While there will always be demand for intraday data, users that need end-of-day-data only may gravitate to CCPs where transactions are cleared. A variety of DTCC and non-DTCC sources may become more necessary for the industry going forward (see Exhibit 2). Intraday data should still be provided by electronic trading platforms, market data platforms and the remaining messaging platforms.
DTCC’s Treasury Kinetics product serves the market as a powerful tool that could enhance data requirements as a result of the evolution of clearing models. Sourced from DTCC’s Fixed Income Clearing Corporation’s (FICC’s) Government Securities Division (GSD) platform, the DTCC Treasury Kinetics service provides users across the dealer, hedge fund, and asset manager communities additional transparency into the Delivery vs. Payment (DVP) repo market.
Relationship or commodity?
In a market where relationships matter, measuring best execution is difficult and may not be important relative to the bundle of other services a client receives from a bank. Clients can say to their investors that they are treated well on a holistic basis without the need to prove that quantitatively.

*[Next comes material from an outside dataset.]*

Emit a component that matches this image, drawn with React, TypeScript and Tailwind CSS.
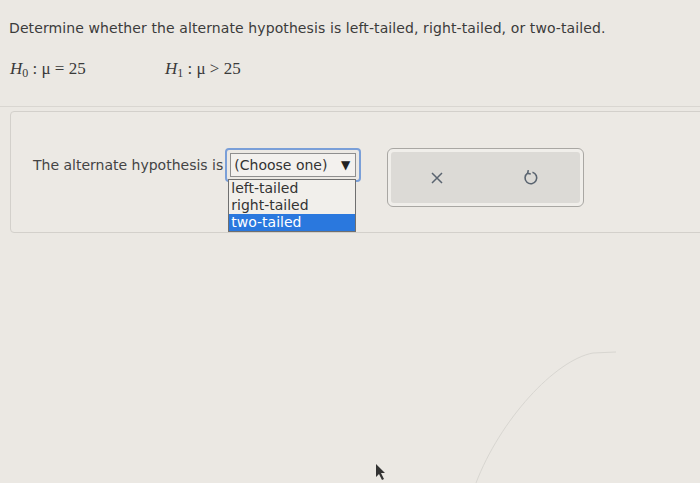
import React from "react";

export default function App() {
  const font = { fontFamily: '"DejaVu Sans", Verdana, sans-serif' };
  return (
    <div className="relative w-[700px] h-[483px] overflow-hidden bg-[#ebe8e3] text-[#3b3b3b]" style={font}>
      <div className="pt-[19px] pl-[9px] text-[14px] leading-[18px] tracking-[0.1px]">
        Determine whether the alternate hypothesis is left-tailed, right-tailed, or two-tailed.
      </div>
      <div className="flex mt-[21px] pl-[10px] text-[17px] leading-[22px] text-[#3a3a3a]" style={{ fontFamily: '"Liberation Serif", "Times New Roman", serif' }}>
        <div className="w-[155px]">
          <i>H</i><sub className="text-[12px]">0</sub> : μ = 25
        </div>
        <div>
          <i>H</i><sub className="text-[12px]">1</sub> : μ &gt; 25
        </div>
      </div>
      <div className="mt-[26px] h-px bg-[#d9d6d1]" />
      <div className="ml-[10px] mt-[4px] h-[122px] w-[720px] rounded-[4px] border border-[#d3d0cb] bg-[#ece9e4] flex items-start pt-[36px]">
        <div className="flex items-start">
          <div className="pl-[22px] pt-[8px] text-[14px] leading-[18px] text-[#444]">The alternate hypothesis is</div>
          <div className="ml-[2px] flex flex-col">
            <div className="rounded-[4px] border-[2px] border-[#7a9fd8] p-[3px] w-[136px]">
              <div className="h-[24px] border border-[#8f8f8f] bg-[#f3f1ee] flex items-center justify-between pl-[3px] pr-[5px] text-[14px] text-[#333]">
                <span>(Choose one)</span>
                <span className="text-[12px] text-[#222]">▼</span>
              </div>
            </div>
            <div className="ml-[3px] -mt-[3px] w-[128px] border border-[#6f6f6f] bg-[#f1efeb] text-[14px] leading-[17px] text-[#333]">
              <div className="pl-[2px]">left-tailed</div>
              <div className="pl-[2px]">right-tailed</div>
              <div className="pl-[2px] bg-[#2a78de] text-white">two-tailed</div>
            </div>
          </div>
          <div className="ml-[26px] w-[197px] h-[59px] rounded-[6px] border border-[#a9a7a3] bg-[#f0eeea] p-[3px]">
            <div className="h-full rounded-[3px] bg-[#dcdad6] flex items-center pl-[39px]">
              <svg width="14" height="14" viewBox="0 0 14 14">
                <path d="M2 2 L12 12 M12 2 L2 12" stroke="#5a6470" strokeWidth="1.5" fill="none" />
              </svg>
              <svg width="18" height="18" viewBox="0 0 16 16" className="ml-[78px]">
                <path d="M5 3.6 A5.2 5.2 0 1 0 9.3 2.9" stroke="#5a6470" strokeWidth="1.4" fill="none" />
                <path d="M5.6 1 L5 3.8 L7.8 4.4" stroke="#5a6470" strokeWidth="1.4" fill="none" />
              </svg>
            </div>
          </div>
        </div>
      </div>
      <svg className="absolute left-0 top-0 pointer-events-none" width="700" height="483">
        <path d="M616 352 L593 353 C555 360 500 420 476 483" stroke="#d8d6d1" strokeWidth="1" fill="none" />
        <path d="M376 464 L376 477 L379 474 L382 480 L384 479 L381 473 L385 473 Z" fill="#333" />
      </svg>
    </div>
  );
}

At the other extreme, best execution in a market like large cap equities can be necessary to demonstrate to institutional investors. It is not yet known how much US Treasury repo clearing will commoditize the market, but this should be on the minds of both dealers and clients on both sides of the trade.

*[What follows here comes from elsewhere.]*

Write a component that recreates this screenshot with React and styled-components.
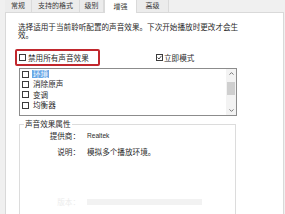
import React from "react"
import styled, { createGlobalStyle } from "styled-components"

const GlobalStyle = createGlobalStyle`
  html, body {
    margin: 0;
    padding: 0;
    background: #f0f0f0;
  }
  body {
    font-family: "Noto Sans CJK SC", "Noto Sans", "Liberation Sans", sans-serif;
    color: #262626;
  }
`

const Window = styled.div`
  width: 285px;
  height: 214px;
  overflow: hidden;
  box-sizing: border-box;
  padding-left: 5px;
  padding-right: 1px;
  background: #f0f0f0;
  display: flex;
  flex-direction: column;
`

const TabStrip = styled.div`
  display: flex;
  height: 12px;
  position: relative;
  z-index: 1;
`

const Tab = styled.div`
  width: ${props => props.width}px;
  box-sizing: border-box;
  height: ${props => props.active ? 13 : 12}px;
  display: flex;
  justify-content: center;
  align-items: center;
  font-size: 7px;
  line-height: 8px;
  color: #3a3a3a;
  background: ${props => props.active ? "#fff" : "#ececec"};
  border-right: 1px solid #dadada;
  border-left: ${props => props.active ? "1px solid #dadada" : "none"};
  padding-bottom: 2px;
`

const Panel = styled.div`
  flex: 1;
  background: #fff;
  border: 1px solid #d9d9d9;
  border-bottom: none;
  display: flex;
  flex-direction: column;
`

const Description = styled.div`
  margin: 10px 0 0 12px;
  width: 230px;
  font-size: 7.6px;
  line-height: 8px;
  color: #2a2a2a;
`

const OptionRow = styled.div`
  display: flex;
  align-items: center;
  margin-top: 10px;
  margin-left: 9px;
`

const Highlight = styled.div`
  width: 85px;
  height: 17px;
  box-sizing: border-box;
  border: 2px solid #c1272d;
  border-radius: 2px;
  display: flex;
  align-items: center;
  padding-left: 2px;
`

const Check = styled.label`
  display: flex;
  align-items: center;
  gap: ${props => props.gap ?? 2}px;
  font-size: 7.6px;
  line-height: 8px;
  color: #2a2a2a;
  margin-left: ${props => props.offset || 0}px;
`

const Box = styled.span`
  width: 7px;
  height: 7px;
  box-sizing: border-box;
  border: 1px solid #3c3c3c;
  background: #fff;
  display: flex;
  align-items: center;
  justify-content: center;
  flex-shrink: 0;
`

const ListBox = styled.div`
  margin: 2px 0 0 13px;
  width: 218px;
  height: 48px;
  box-sizing: border-box;
  border: 1px solid #8c8c8c;
  display: flex;
  overflow: hidden;
`

const Items = styled.div`
  flex: 1;
  display: flex;
  flex-direction: column;
  padding-left: 2px;
`

const Item = styled.div`
  height: 10.3px;
  flex-shrink: 0;
  display: flex;
  align-items: center;
  gap: 3px;
  font-size: 7.6px;
  line-height: 8px;
`

const ItemText = styled.span`
  padding: 0 1px;
  background: ${props => props.selected ? "#6aa8e6" : "transparent"};
  color: ${props => props.selected ? "#f4f9ff" : "#2a2a2a"};
`

const ScrollBar = styled.div`
  width: 10px;
  background: #f3f3f3;
  display: flex;
  flex-direction: column;
  align-items: center;
`

const Arrow = styled.div`
  height: 9px;
  display: flex;
  align-items: center;
  justify-content: center;
`

const Thumb = styled.div`
  width: 8px;
  height: 13px;
  margin-top: 4px;
  background: #cfcfcf;
`

const Track = styled.div`
  flex: 1;
`

const Group = styled.fieldset`
  margin: 4px 0 0 13px;
  width: 217px;
  box-sizing: border-box;
  border: 1px solid #dcdcdc;
  border-bottom: none;
  padding: 0;
  flex: 1;
  min-width: 0;
`

const Legend = styled.legend`
  margin-left: 4px;
  padding: 0 1px;
  font-size: 7.6px;
  line-height: 8px;
  color: #2a2a2a;
`

const PropRow = styled.div`
  display: flex;
  align-items: center;
  margin-top: ${props => props.top}px;
  font-size: 7.6px;
  line-height: 8px;
  color: ${props => props.faint ? "#ececec" : "#2a2a2a"};
`

const PropLabel = styled.span`
  width: 60px;
  text-align: right;
`

const PropValue = styled.span`
  margin-left: 7px;
  font-size: ${props => props.latin ? "6.6px" : "7.6px"};
  font-family: ${props => props.latin ? '"Liberation Sans", sans-serif' : "inherit"};
`

const FaintField = styled.span`
  margin-left: 7px;
  width: 115px;
  height: 6px;
  background: #f2f2f2;
`

function Checkbox({ checked }) {
  return (
    <Box>
      {checked && (
        <svg width="5" height="5" viewBox="0 0 5 5">
          <path d="M0.6 2.6 L2 4 L4.5 0.8" fill="none" stroke="#333" strokeWidth="0.9" />
        </svg>
      )}
    </Box>
  )
}

function Chevron({ up }) {
  return (
    <svg width="5" height="3" viewBox="0 0 5 3">
      <path d={up ? "M0.5 2.6 L2.5 0.6 L4.5 2.6" : "M0.5 0.4 L2.5 2.4 L4.5 0.4"}
        fill="none" stroke="#6a6a6a" strokeWidth="0.9" />
    </svg>
  )
}

const tabs = [
  { label: "常规", width: 27 },
  { label: "支持的格式", width: 48 },
  { label: "级别", width: 24 },
  { label: "增强", width: 33, active: true },
  { label: "高级", width: 32 }
]

const effects = ["环境", "消除原声", "变调", "均衡器"]

export default function App() {
  return (
    <Window>
      <GlobalStyle />
      <TabStrip>
        {tabs.map(tab => (
          <Tab key={tab.label} width={tab.width} active={tab.active}>{tab.label}</Tab>
        ))}
      </TabStrip>
      <Panel>
        <Description>
          选择适用于当前聆听配置的声音效果。下次开始播放时更改才会生效。
        </Description>
        <OptionRow>
          <Highlight>
            <Check>
              <Checkbox />
              禁用所有声音效果
            </Check>
          </Highlight>
          <Check offset={56} gap={1}>
            <Checkbox checked />
            立即模式
          </Check>
        </OptionRow>
        <ListBox>
          <Items>
            {effects.map((name, i) => (
              <Item key={name}>
                <Checkbox />
                <ItemText selected={i === 0}>{name}</ItemText>
              </Item>
            ))}
          </Items>
          <ScrollBar>
            <Arrow><Chevron up /></Arrow>
            <Thumb />
            <Track />
            <Arrow><Chevron /></Arrow>
          </ScrollBar>
        </ListBox>
        <Group>
          <Legend>声音效果属性</Legend>
          <PropRow top={4}>
            <PropLabel>提供商：</PropLabel>
            <PropValue latin>Realtek</PropValue>
          </PropRow>
          <PropRow top={8}>
            <PropLabel>说明：</PropLabel>
            <PropValue>模拟多个播放环境。</PropValue>
          </PropRow>
          <PropRow top={42} faint>
            <PropLabel>版本：</PropLabel>
            <FaintField />
          </PropRow>
        </Group>
      </Panel>
    </Window>
  )
}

The next two years will start to answer the question about whether the new repo landscape will be driven by relationships or standardized, commoditized products. This may seem like ample time to answer questions about data use and sourcing. However, the real timeline is closer to 12 months: UST repo clearing goes live in June 2026, meaning that dealers and clients must decide on a data strategy some time in 2025 to start working on execution. After that, firms will need to begin executing on contracts and adjustments to technology systems to ensure readiness for the US Treasuries cash portion of the mandate by the end of 2025.
If even a portion of the market migrates to a more commoditized repo environment, a new generation of data utilization may emerge by humans and machines that dwarfs the size of today’s demand. The more central a data set, the greater the likelihood that market participants will adopt it as a standard that the entire user base can agree on. This in turn may push commoditization even further, leading to a self-reinforcing feedback loop in data-driven trading and analysis for the repo markets.
This article was commissioned by DTCC Data Services. However, the opinions expressed herein are solely those of Finadium and the article’s author. DTCC does not endorse these opinions, and they do not necessarily represent the opinion of DTCC or any of its affiliates.